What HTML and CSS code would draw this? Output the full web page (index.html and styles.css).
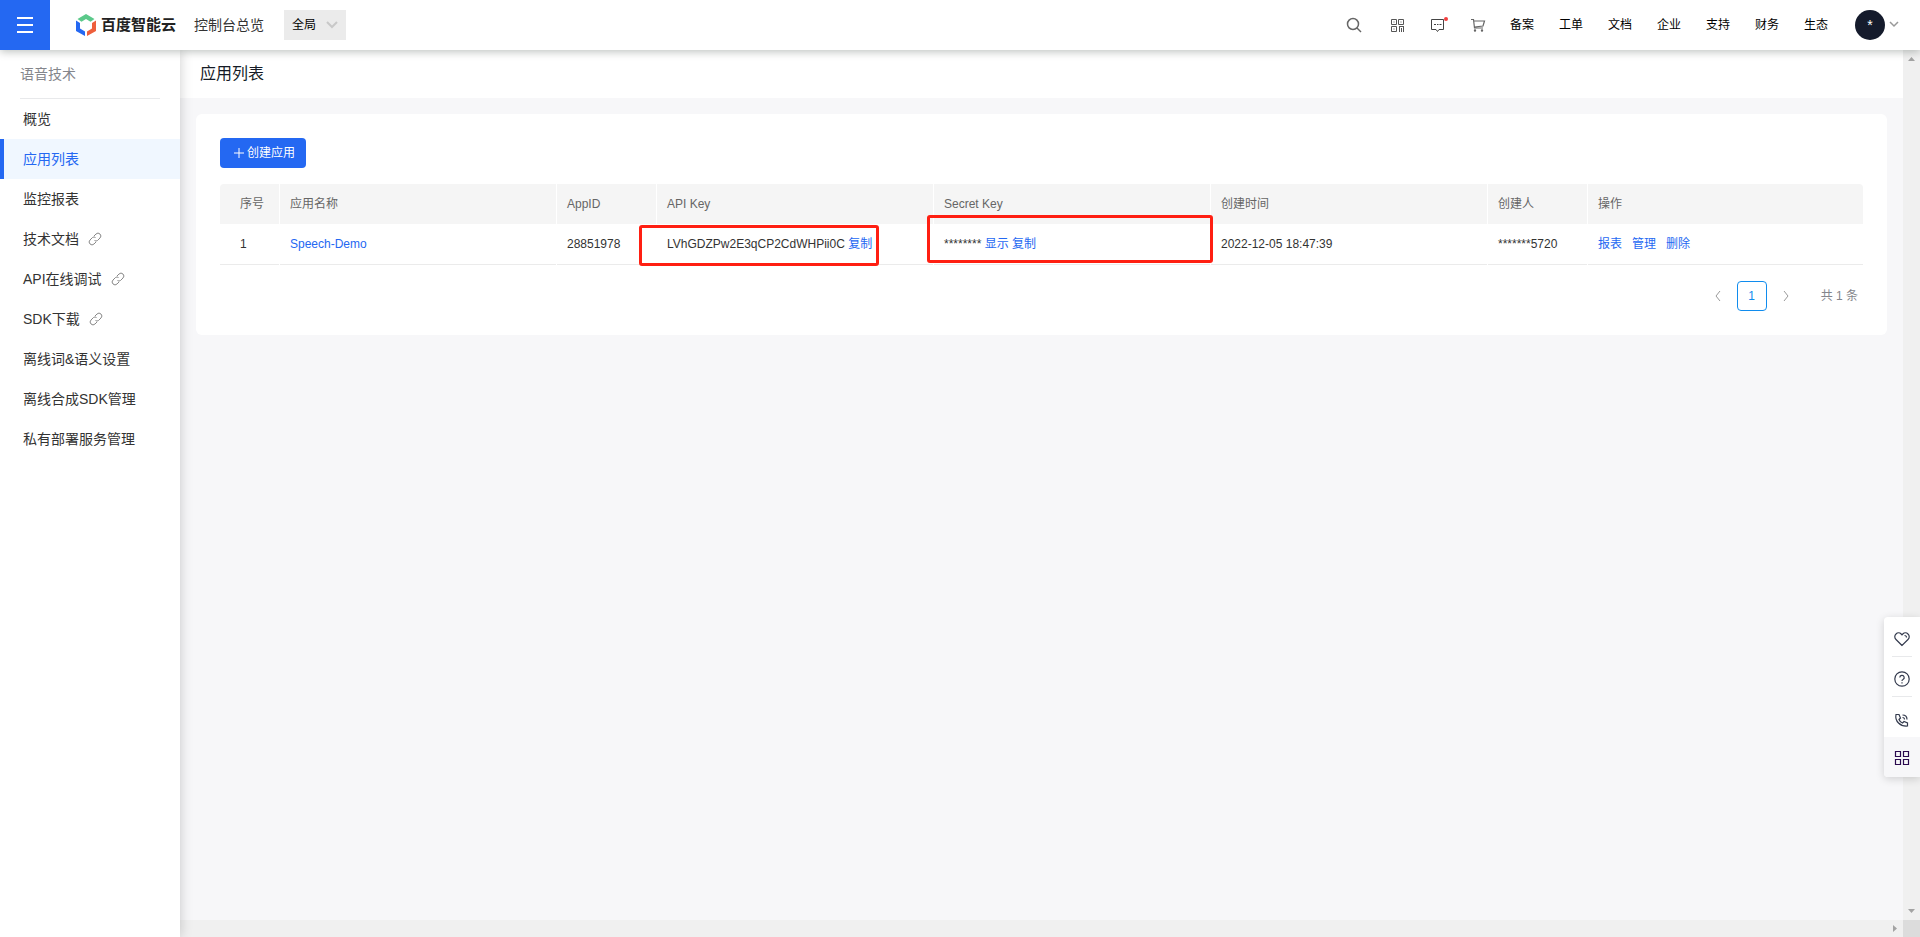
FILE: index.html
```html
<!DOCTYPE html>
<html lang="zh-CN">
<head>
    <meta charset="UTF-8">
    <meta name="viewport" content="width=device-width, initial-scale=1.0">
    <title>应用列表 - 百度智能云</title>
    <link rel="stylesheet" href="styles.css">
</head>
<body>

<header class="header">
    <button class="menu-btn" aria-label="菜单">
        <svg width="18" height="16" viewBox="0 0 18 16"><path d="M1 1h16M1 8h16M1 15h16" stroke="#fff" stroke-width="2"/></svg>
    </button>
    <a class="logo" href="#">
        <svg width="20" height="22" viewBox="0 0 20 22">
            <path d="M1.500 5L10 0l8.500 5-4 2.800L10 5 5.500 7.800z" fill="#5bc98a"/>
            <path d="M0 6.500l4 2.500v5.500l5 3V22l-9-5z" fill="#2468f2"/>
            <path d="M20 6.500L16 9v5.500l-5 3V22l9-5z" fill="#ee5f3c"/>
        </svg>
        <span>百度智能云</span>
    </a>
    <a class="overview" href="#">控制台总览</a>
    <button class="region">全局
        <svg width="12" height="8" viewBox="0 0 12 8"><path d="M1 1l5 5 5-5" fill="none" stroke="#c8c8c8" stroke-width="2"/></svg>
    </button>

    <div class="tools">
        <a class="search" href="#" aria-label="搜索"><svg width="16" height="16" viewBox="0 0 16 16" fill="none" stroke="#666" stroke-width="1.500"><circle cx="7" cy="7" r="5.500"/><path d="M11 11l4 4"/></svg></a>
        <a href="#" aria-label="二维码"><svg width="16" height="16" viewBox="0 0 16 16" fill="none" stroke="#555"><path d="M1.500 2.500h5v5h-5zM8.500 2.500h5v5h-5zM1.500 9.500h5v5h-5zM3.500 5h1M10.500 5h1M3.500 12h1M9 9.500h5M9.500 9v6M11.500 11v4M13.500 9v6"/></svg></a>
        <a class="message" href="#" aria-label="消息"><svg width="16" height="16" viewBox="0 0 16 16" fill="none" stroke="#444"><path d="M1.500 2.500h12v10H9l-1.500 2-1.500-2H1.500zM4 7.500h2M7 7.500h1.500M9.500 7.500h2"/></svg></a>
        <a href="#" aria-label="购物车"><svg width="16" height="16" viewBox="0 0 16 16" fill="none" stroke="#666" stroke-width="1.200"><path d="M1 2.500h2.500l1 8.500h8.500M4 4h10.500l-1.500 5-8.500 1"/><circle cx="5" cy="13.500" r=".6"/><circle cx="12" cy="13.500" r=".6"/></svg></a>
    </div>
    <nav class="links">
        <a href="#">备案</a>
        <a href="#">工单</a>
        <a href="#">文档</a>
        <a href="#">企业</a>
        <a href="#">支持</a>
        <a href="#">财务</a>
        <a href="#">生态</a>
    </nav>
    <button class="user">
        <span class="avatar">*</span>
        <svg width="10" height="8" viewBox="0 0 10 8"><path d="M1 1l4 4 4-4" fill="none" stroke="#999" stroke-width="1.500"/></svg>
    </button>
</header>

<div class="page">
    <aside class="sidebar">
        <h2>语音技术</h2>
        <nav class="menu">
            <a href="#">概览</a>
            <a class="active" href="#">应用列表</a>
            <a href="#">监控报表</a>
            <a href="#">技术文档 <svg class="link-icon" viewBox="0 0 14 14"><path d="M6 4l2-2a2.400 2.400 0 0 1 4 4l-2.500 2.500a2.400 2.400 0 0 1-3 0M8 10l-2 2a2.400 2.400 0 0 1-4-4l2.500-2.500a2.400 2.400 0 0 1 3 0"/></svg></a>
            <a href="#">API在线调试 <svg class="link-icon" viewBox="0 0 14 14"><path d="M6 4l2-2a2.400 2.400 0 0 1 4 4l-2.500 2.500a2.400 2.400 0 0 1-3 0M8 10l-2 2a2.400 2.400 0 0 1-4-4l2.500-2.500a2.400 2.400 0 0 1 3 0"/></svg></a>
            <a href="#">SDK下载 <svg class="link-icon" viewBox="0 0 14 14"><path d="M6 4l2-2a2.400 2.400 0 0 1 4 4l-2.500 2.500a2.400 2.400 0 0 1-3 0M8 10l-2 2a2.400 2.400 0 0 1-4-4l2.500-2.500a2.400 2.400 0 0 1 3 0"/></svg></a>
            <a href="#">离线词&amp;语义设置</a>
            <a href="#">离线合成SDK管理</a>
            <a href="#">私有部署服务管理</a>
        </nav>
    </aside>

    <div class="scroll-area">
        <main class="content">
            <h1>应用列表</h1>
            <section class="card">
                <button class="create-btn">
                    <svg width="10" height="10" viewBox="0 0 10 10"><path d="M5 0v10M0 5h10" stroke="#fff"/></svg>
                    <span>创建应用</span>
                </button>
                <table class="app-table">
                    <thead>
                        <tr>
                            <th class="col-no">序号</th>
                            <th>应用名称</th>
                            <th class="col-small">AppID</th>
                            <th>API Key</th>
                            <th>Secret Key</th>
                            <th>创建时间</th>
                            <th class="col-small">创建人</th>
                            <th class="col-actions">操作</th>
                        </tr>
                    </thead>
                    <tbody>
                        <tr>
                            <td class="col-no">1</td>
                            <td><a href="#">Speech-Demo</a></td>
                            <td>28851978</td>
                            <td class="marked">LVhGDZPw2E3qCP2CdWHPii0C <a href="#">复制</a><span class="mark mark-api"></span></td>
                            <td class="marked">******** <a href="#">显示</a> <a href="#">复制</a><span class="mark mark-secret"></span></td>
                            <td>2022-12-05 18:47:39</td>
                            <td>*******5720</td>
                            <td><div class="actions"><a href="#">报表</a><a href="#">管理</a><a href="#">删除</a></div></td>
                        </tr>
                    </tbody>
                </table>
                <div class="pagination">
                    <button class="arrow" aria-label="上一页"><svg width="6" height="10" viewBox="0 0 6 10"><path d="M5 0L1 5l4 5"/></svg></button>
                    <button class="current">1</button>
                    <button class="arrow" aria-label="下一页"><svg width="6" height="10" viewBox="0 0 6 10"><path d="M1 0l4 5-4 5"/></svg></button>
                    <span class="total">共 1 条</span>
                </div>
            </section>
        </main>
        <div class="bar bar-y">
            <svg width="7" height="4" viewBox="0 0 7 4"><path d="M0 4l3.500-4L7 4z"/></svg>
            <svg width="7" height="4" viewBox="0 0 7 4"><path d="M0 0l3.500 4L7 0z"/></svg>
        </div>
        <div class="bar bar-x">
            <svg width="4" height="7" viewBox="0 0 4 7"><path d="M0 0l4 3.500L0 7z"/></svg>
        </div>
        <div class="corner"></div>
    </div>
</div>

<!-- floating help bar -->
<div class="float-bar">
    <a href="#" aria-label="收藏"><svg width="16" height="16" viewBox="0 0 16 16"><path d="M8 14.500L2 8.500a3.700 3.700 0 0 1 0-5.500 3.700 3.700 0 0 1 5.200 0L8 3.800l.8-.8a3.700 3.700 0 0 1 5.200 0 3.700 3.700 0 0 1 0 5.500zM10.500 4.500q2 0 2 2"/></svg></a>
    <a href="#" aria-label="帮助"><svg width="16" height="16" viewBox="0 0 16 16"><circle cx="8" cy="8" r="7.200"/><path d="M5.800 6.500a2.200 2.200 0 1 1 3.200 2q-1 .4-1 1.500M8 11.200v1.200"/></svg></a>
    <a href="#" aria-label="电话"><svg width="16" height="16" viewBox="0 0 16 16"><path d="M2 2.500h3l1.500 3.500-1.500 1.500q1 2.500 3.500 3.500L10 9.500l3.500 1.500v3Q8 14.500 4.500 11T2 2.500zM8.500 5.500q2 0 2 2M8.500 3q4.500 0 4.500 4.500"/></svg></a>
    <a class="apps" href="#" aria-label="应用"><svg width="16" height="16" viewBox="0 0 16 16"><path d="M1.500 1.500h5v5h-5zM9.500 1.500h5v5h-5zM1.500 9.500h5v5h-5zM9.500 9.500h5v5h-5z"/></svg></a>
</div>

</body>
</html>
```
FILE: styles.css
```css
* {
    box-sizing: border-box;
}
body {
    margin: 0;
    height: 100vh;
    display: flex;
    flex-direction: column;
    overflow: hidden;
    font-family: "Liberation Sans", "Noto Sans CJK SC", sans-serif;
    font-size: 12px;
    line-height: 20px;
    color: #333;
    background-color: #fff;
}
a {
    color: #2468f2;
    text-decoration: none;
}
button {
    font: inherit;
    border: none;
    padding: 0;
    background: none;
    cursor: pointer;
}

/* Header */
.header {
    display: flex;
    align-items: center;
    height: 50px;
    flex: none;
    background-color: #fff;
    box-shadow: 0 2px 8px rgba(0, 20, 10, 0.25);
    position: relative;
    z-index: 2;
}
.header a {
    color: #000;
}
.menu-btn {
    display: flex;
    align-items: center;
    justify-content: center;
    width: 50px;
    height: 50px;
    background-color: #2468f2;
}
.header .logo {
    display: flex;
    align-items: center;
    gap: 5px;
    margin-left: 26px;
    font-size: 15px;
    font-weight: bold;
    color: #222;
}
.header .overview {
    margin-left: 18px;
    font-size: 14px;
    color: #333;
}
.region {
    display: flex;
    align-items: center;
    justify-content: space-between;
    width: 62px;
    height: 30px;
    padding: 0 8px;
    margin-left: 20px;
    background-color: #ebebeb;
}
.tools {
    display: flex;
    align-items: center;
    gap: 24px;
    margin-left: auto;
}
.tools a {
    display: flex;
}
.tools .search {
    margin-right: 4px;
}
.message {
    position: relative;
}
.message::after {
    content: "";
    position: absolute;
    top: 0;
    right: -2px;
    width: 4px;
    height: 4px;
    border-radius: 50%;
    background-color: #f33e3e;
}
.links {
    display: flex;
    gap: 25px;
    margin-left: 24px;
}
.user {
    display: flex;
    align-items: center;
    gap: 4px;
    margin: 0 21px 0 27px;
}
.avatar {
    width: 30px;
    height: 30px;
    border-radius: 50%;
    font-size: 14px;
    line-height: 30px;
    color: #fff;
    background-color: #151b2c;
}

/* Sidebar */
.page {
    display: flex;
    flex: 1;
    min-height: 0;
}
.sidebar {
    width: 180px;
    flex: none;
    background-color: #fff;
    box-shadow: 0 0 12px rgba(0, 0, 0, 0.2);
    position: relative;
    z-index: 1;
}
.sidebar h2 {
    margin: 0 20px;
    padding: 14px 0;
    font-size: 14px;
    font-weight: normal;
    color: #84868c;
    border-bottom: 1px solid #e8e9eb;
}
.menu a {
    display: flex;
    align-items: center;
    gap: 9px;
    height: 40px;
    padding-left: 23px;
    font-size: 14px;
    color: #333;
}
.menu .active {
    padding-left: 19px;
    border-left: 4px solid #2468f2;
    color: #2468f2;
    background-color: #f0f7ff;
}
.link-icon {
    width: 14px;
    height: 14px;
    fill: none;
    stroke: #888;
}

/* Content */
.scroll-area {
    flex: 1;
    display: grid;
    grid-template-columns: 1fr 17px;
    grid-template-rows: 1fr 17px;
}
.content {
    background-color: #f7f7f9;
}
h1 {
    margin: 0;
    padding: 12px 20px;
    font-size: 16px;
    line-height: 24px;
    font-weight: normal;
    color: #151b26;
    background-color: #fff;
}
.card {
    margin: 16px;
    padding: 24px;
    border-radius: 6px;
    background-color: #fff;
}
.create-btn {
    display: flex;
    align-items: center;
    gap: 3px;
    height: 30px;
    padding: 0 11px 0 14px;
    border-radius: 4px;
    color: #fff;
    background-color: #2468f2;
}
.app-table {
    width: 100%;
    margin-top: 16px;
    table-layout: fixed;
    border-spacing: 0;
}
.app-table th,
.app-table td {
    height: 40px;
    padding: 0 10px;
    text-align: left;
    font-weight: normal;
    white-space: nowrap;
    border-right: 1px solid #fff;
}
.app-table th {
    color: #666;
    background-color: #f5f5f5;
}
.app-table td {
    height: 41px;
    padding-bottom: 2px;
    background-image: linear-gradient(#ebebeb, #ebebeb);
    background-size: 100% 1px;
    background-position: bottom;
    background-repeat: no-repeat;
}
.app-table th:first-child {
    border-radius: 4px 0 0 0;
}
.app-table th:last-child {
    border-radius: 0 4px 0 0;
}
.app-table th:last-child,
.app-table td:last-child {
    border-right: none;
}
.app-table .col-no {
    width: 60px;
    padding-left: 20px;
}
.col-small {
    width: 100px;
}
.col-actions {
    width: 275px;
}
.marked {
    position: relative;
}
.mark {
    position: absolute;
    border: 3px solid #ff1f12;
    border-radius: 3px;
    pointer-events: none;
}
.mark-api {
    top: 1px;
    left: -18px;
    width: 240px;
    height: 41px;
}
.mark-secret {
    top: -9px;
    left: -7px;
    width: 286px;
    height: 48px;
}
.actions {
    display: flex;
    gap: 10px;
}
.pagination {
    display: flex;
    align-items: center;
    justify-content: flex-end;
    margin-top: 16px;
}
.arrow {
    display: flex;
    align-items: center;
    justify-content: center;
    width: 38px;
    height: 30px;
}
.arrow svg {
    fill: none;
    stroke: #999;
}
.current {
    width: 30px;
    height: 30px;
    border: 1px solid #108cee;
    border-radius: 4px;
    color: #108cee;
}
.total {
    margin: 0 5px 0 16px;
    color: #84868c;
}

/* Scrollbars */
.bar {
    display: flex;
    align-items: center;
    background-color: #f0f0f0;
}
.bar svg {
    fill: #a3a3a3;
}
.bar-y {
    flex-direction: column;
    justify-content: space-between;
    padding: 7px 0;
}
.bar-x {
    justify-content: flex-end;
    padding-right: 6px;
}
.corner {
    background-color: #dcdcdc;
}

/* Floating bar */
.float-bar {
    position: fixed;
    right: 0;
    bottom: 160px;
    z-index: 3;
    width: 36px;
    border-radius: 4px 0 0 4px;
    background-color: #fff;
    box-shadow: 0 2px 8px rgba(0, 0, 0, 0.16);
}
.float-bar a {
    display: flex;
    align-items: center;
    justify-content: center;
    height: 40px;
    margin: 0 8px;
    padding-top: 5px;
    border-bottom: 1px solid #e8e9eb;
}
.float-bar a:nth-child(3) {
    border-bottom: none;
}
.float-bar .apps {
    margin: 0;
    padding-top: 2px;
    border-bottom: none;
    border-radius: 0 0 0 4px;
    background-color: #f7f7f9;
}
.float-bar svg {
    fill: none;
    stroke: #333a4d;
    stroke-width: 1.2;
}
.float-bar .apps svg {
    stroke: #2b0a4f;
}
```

━━━━━━━━━━

PROBLEM TO SOLVE =>
In the listing above, count each line that holds the string "page". Give the number only.

SOLUTION FOR THIS PROBLEM =>
3